▸ Dataset extract
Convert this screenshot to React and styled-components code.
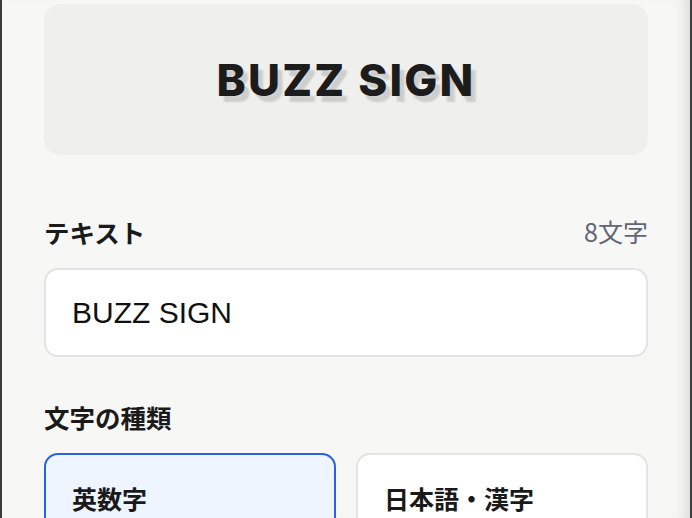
import React, { useState } from "react";
import styled, { createGlobalStyle } from "styled-components";

const GlobalStyle = createGlobalStyle`
  html, body {
    margin: 0;
    padding: 0;
    background: #f7f7f5;
  }
  * {
    box-sizing: border-box;
  }
`;

const JP = `"Noto Sans CJK JP", "Noto Sans", sans-serif`;

const Frame = styled.div`
  width: 692px;
  height: 518px;
  overflow: hidden;
  background: #f7f7f5;
  border-left: 2px solid #3c3c3c;
  border-right: 2px solid #3c3c3c;
  box-shadow: inset -14px 0 14px -10px rgba(0, 0, 0, 0.12);
  padding: 4px 42px 0 42px;
`;

const Preview = styled.div`
  height: 151px;
  border-radius: 16px;
  background: #efefee;
  display: flex;
  align-items: center;
  justify-content: center;
`;

const SignText = styled.div`
  font-family: Inter, "Liberation Sans", sans-serif;
  font-weight: 800;
  font-size: 44px;
  letter-spacing: 2.2px;
  color: #1c1c1c;
  text-shadow: 5px 6px 2px rgba(0, 0, 0, 0.14);
`;

const Section = styled.div`
  margin-top: ${(p) => p.top}px;
`;

const LabelRow = styled.div`
  display: flex;
  justify-content: space-between;
  align-items: center;
  height: 30px;
`;

const Label = styled.div`
  font-family: ${JP};
  font-weight: 700;
  font-size: 25.5px;
  color: #1a1a1a;
`;

const Count = styled.div`
  font-family: ${JP};
  font-size: 25px;
  color: #5f6675;
`;

const TextInput = styled.input`
  display: block;
  width: 100%;
  height: 89px;
  margin-top: 22px;
  padding: 0 26px;
  border: 2px solid #e4e4e4;
  border-radius: 14px;
  background: #fff;
  font-family: "Liberation Sans", Arial, sans-serif;
  font-size: 30px;
  color: #111;
  outline: none;
`;

const Options = styled.div`
  display: grid;
  grid-template-columns: 1fr 1fr;
  gap: 20px;
  margin-top: 22px;
`;

const Option = styled.button`
  height: 90px;
  text-align: left;
  padding: 0 26px;
  border-radius: 14px;
  border: 2px solid ${(p) => (p.active ? "#2563eb" : "#e4e4e4")};
  background: ${(p) => (p.active ? "#eef5ff" : "#fff")};
  font-family: ${JP};
  font-weight: 700;
  font-size: 25px;
  color: #1a1a1a;
  cursor: pointer;
`;

const kinds = ["英数字", "日本語・漢字"];

const App = () => {
  const [text, setText] = useState("BUZZ SIGN");
  const [kind, setKind] = useState(0);

  return (
    <>
      <GlobalStyle />
      <Frame>
        <Preview>
          <SignText>{text}</SignText>
        </Preview>

        <Section top={61}>
          <LabelRow>
            <Label>テキスト</Label>
            <Count>{text.length - 1}文字</Count>
          </LabelRow>
          <TextInput value={text} onChange={(e) => setText(e.target.value)} />
        </Section>

        <Section top={44}>
          <LabelRow>
            <Label>文字の種類</Label>
          </LabelRow>
          <Options>
            {kinds.map((k, i) => (
              <Option key={k} active={i === kind} onClick={() => setKind(i)}>
                {k}
              </Option>
            ))}
          </Options>
        </Section>
      </Frame>
    </>
  );
};

export default App;
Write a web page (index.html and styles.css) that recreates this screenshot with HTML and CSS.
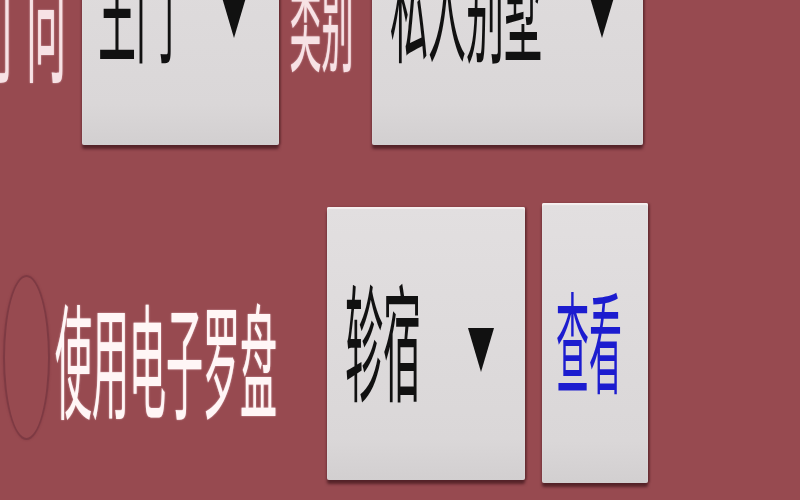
FILE: index.html
```html
<!DOCTYPE html>
<html lang="zh">
<head>
<meta charset="utf-8">
<title>罗盘设置</title>
<link rel="stylesheet" href="styles.css">
</head>
<body>
<div class="screen">
  <div class="row row-top">
    <div class="label label-door"><span class="txt">门向</span></div>
    <div class="box box-door">
      <span class="txt val">主门</span>
      <svg class="tri" viewBox="0 0 26 44" width="26" height="44"><polygon points="0,0 26,0 13,44"/></svg>
    </div>
    <div class="label label-type"><span class="txt">类别</span></div>
    <div class="box box-type">
      <span class="txt val">私人别墅</span>
      <svg class="tri" viewBox="0 0 26 44" width="26" height="44"><polygon points="0,0 26,0 13,44"/></svg>
    </div>
  </div>
  <div class="row row-bottom">
    <span class="radio"></span>
    <div class="label label-compass"><span class="txt">使用电子罗盘</span></div>
    <div class="box box-star">
      <span class="txt val">轸宿</span>
      <svg class="tri" viewBox="0 0 26 44" width="26" height="44"><polygon points="0,0 26,0 13,44"/></svg>
    </div>
    <div class="box box-view"><span class="txt link">查看</span></div>
  </div>
</div>
</body>
</html>
```
FILE: styles.css
```css
html, body {
  margin: 0;
  padding: 0;
}
body {
  background: #974a50;
  width: 800px;
  height: 500px;
  overflow: hidden;
  font-family: "Noto Sans CJK SC", "Noto Sans", sans-serif;
}
.screen {
  display: flex;
  flex-direction: column;
}
.row {
  display: flex;
  align-items: center;
  flex-shrink: 0;
}
.row-top {
  height: 273px;
  margin-top: -128px;
}
.row-bottom {
  height: 280px;
  margin-top: 58px;
}
.txt {
  display: inline-block;
  line-height: 1;
  white-space: nowrap;
  transform: scaleY(3.35);
  transform-origin: 50% 55%;
}
.label {
  display: flex;
  align-items: center;
  color: #f7e2e5;
  flex-shrink: 0;
}
.label .txt {
  text-shadow: 0 0 1px rgba(255, 230, 235, 0.7);
}
.label-door {
  width: 82px;
  justify-content: flex-end;
  padding-right: 2px;
  box-sizing: border-box;
  font-size: 40px;
  letter-spacing: 14px;
  margin-top: 22px;
}
.label-type {
  width: 93px;
  justify-content: center;
  padding-right: 8px;
  box-sizing: border-box;
  font-size: 32px;
  margin-top: 22px;
}
.label-compass {
  margin-left: 5px;
  width: 222px;
  font-size: 37px;
  color: #fff6f6;
  margin-top: 36px;
}
.radio {
  flex-shrink: 0;
  width: 43px;
  height: 161px;
  margin-left: 3px;
  margin-top: 28px;
  border: 2px solid #7d3a43;
  border-radius: 50%;
  box-shadow: 0 0 2px rgba(120, 50, 60, 0.6);
}
.box {
  flex-shrink: 0;
  display: flex;
  align-items: center;
  box-sizing: border-box;
  background: linear-gradient(#e2dfe0, #dad7d8 85%, #d2cfd0);
  border-radius: 2px;
  box-shadow:
    inset 0 2px 1px #f6f0f0,
    0 4px 3px rgba(60, 20, 26, 0.7),
    2px 0 2px rgba(60, 20, 26, 0.35);
}
.box-door {
  width: 197px;
  height: 273px;
  padding-left: 16px;
}
.box-type {
  width: 271px;
  height: 273px;
  padding-left: 18px;
}
.box-star {
  width: 198px;
  height: 273px;
  padding-left: 18px;
  margin-left: 50px;
}
.box-view {
  width: 106px;
  height: 280px;
  padding-left: 14px;
  margin-left: 17px;
}
.val {
  font-size: 38px;
  color: #111111;
}
.row-top .val {
  margin-top: -10px;
}
.link {
  font-size: 33px;
  color: #1c1ccf;
}
.tri {
  flex-shrink: 0;
  margin-left: 47px;
  margin-top: 14px;
  fill: #111111;
}
```
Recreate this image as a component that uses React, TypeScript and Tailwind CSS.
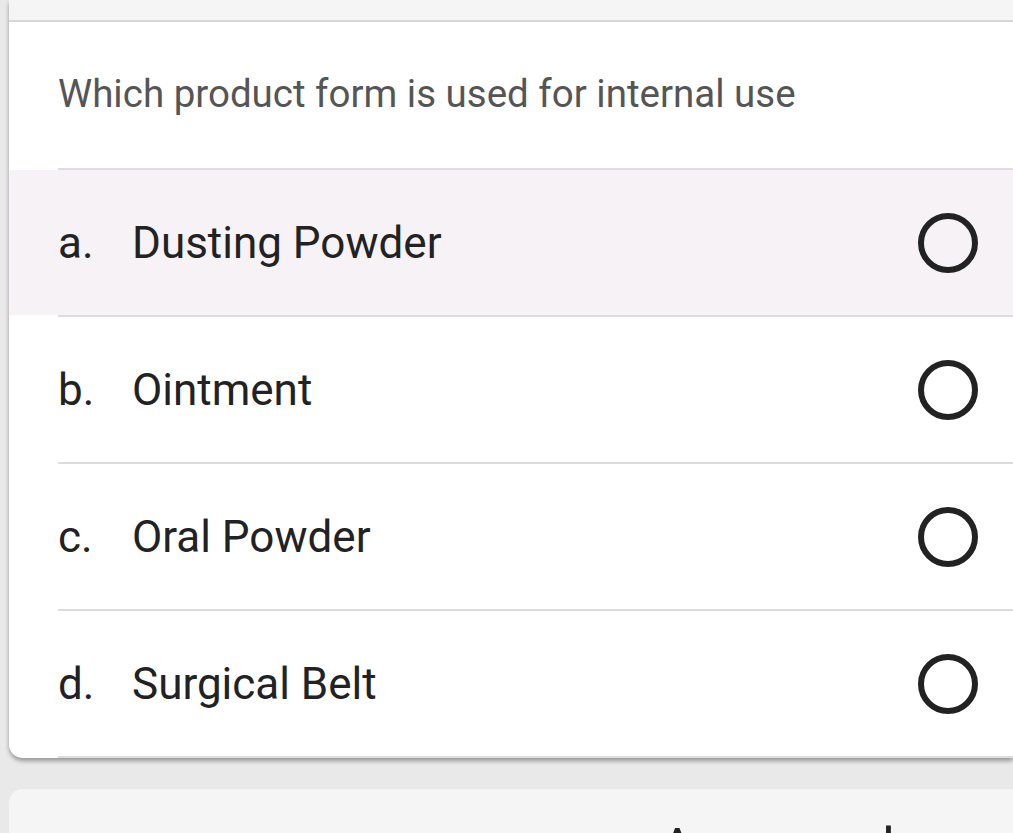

▸ Job
Return the material word for word. Pictures are not part of the copy.

▸ Answer
Convert this screenshot to React and styled-components code.
import React, { useState } from "react";
import styled, { createGlobalStyle } from "styled-components";

const GlobalStyle = createGlobalStyle`
  html, body {
    margin: 0;
    padding: 0;
    background: #f7f7f5;
  }
  * {
    box-sizing: border-box;
  }
`;

const JP = `"Noto Sans CJK JP", "Noto Sans", sans-serif`;

const Frame = styled.div`
  width: 692px;
  height: 518px;
  overflow: hidden;
  background: #f7f7f5;
  border-left: 2px solid #3c3c3c;
  border-right: 2px solid #3c3c3c;
  box-shadow: inset -14px 0 14px -10px rgba(0, 0, 0, 0.12);
  padding: 4px 42px 0 42px;
`;

const Preview = styled.div`
  height: 151px;
  border-radius: 16px;
  background: #efefee;
  display: flex;
  align-items: center;
  justify-content: center;
`;

const SignText = styled.div`
  font-family: Inter, "Liberation Sans", sans-serif;
  font-weight: 800;
  font-size: 44px;
  letter-spacing: 2.2px;
  color: #1c1c1c;
  text-shadow: 5px 6px 2px rgba(0, 0, 0, 0.14);
`;

const Section = styled.div`
  margin-top: ${(p) => p.top}px;
`;

const LabelRow = styled.div`
  display: flex;
  justify-content: space-between;
  align-items: center;
  height: 30px;
`;

const Label = styled.div`
  font-family: ${JP};
  font-weight: 700;
  font-size: 25.5px;
  color: #1a1a1a;
`;

const Count = styled.div`
  font-family: ${JP};
  font-size: 25px;
  color: #5f6675;
`;

const TextInput = styled.input`
  display: block;
  width: 100%;
  height: 89px;
  margin-top: 22px;
  padding: 0 26px;
  border: 2px solid #e4e4e4;
  border-radius: 14px;
  background: #fff;
  font-family: "Liberation Sans", Arial, sans-serif;
  font-size: 30px;
  color: #111;
  outline: none;
`;

const Options = styled.div`
  display: grid;
  grid-template-columns: 1fr 1fr;
  gap: 20px;
  margin-top: 22px;
`;

const Option = styled.button`
  height: 90px;
  text-align: left;
  padding: 0 26px;
  border-radius: 14px;
  border: 2px solid ${(p) => (p.active ? "#2563eb" : "#e4e4e4")};
  background: ${(p) => (p.active ? "#eef5ff" : "#fff")};
  font-family: ${JP};
  font-weight: 700;
  font-size: 25px;
  color: #1a1a1a;
  cursor: pointer;
`;

const kinds = ["英数字", "日本語・漢字"];

const App = () => {
  const [text, setText] = useState("BUZZ SIGN");
  const [kind, setKind] = useState(0);

  return (
    <>
      <GlobalStyle />
      <Frame>
        <Preview>
          <SignText>{text}</SignText>
        </Preview>

        <Section top={61}>
          <LabelRow>
            <Label>テキスト</Label>
            <Count>{text.length - 1}文字</Count>
          </LabelRow>
          <TextInput value={text} onChange={(e) => setText(e.target.value)} />
        </Section>

        <Section top={44}>
          <LabelRow>
            <Label>文字の種類</Label>
          </LabelRow>
          <Options>
            {kinds.map((k, i) => (
              <Option key={k} active={i === kind} onClick={() => setKind(i)}>
                {k}
              </Option>
            ))}
          </Options>
        </Section>
      </Frame>
    </>
  );
};

export default App;
Write a web page (index.html and styles.css) that recreates this screenshot with HTML and CSS.
FILE: index.html
```html
<!DOCTYPE html>
<html lang="zh">
<head>
<meta charset="utf-8">
<title>罗盘设置</title>
<link rel="stylesheet" href="styles.css">
</head>
<body>
<div class="screen">
  <div class="row row-top">
    <div class="label label-door"><span class="txt">门向</span></div>
    <div class="box box-door">
      <span class="txt val">主门</span>
      <svg class="tri" viewBox="0 0 26 44" width="26" height="44"><polygon points="0,0 26,0 13,44"/></svg>
    </div>
    <div class="label label-type"><span class="txt">类别</span></div>
    <div class="box box-type">
      <span class="txt val">私人别墅</span>
      <svg class="tri" viewBox="0 0 26 44" width="26" height="44"><polygon points="0,0 26,0 13,44"/></svg>
    </div>
  </div>
  <div class="row row-bottom">
    <span class="radio"></span>
    <div class="label label-compass"><span class="txt">使用电子罗盘</span></div>
    <div class="box box-star">
      <span class="txt val">轸宿</span>
      <svg class="tri" viewBox="0 0 26 44" width="26" height="44"><polygon points="0,0 26,0 13,44"/></svg>
    </div>
    <div class="box box-view"><span class="txt link">查看</span></div>
  </div>
</div>
</body>
</html>
```
FILE: styles.css
```css
html, body {
  margin: 0;
  padding: 0;
}
body {
  background: #974a50;
  width: 800px;
  height: 500px;
  overflow: hidden;
  font-family: "Noto Sans CJK SC", "Noto Sans", sans-serif;
}
.screen {
  display: flex;
  flex-direction: column;
}
.row {
  display: flex;
  align-items: center;
  flex-shrink: 0;
}
.row-top {
  height: 273px;
  margin-top: -128px;
}
.row-bottom {
  height: 280px;
  margin-top: 58px;
}
.txt {
  display: inline-block;
  line-height: 1;
  white-space: nowrap;
  transform: scaleY(3.35);
  transform-origin: 50% 55%;
}
.label {
  display: flex;
  align-items: center;
  color: #f7e2e5;
  flex-shrink: 0;
}
.label .txt {
  text-shadow: 0 0 1px rgba(255, 230, 235, 0.7);
}
.label-door {
  width: 82px;
  justify-content: flex-end;
  padding-right: 2px;
  box-sizing: border-box;
  font-size: 40px;
  letter-spacing: 14px;
  margin-top: 22px;
}
.label-type {
  width: 93px;
  justify-content: center;
  padding-right: 8px;
  box-sizing: border-box;
  font-size: 32px;
  margin-top: 22px;
}
.label-compass {
  margin-left: 5px;
  width: 222px;
  font-size: 37px;
  color: #fff6f6;
  margin-top: 36px;
}
.radio {
  flex-shrink: 0;
  width: 43px;
  height: 161px;
  margin-left: 3px;
  margin-top: 28px;
  border: 2px solid #7d3a43;
  border-radius: 50%;
  box-shadow: 0 0 2px rgba(120, 50, 60, 0.6);
}
.box {
  flex-shrink: 0;
  display: flex;
  align-items: center;
  box-sizing: border-box;
  background: linear-gradient(#e2dfe0, #dad7d8 85%, #d2cfd0);
  border-radius: 2px;
  box-shadow:
    inset 0 2px 1px #f6f0f0,
    0 4px 3px rgba(60, 20, 26, 0.7),
    2px 0 2px rgba(60, 20, 26, 0.35);
}
.box-door {
  width: 197px;
  height: 273px;
  padding-left: 16px;
}
.box-type {
  width: 271px;
  height: 273px;
  padding-left: 18px;
}
.box-star {
  width: 198px;
  height: 273px;
  padding-left: 18px;
  margin-left: 50px;
}
.box-view {
  width: 106px;
  height: 280px;
  padding-left: 14px;
  margin-left: 17px;
}
.val {
  font-size: 38px;
  color: #111111;
}
.row-top .val {
  margin-top: -10px;
}
.link {
  font-size: 33px;
  color: #1c1ccf;
}
.tri {
  flex-shrink: 0;
  margin-left: 47px;
  margin-top: 14px;
  fill: #111111;
}
```
Recreate this image as a component that uses React, TypeScript and Tailwind CSS.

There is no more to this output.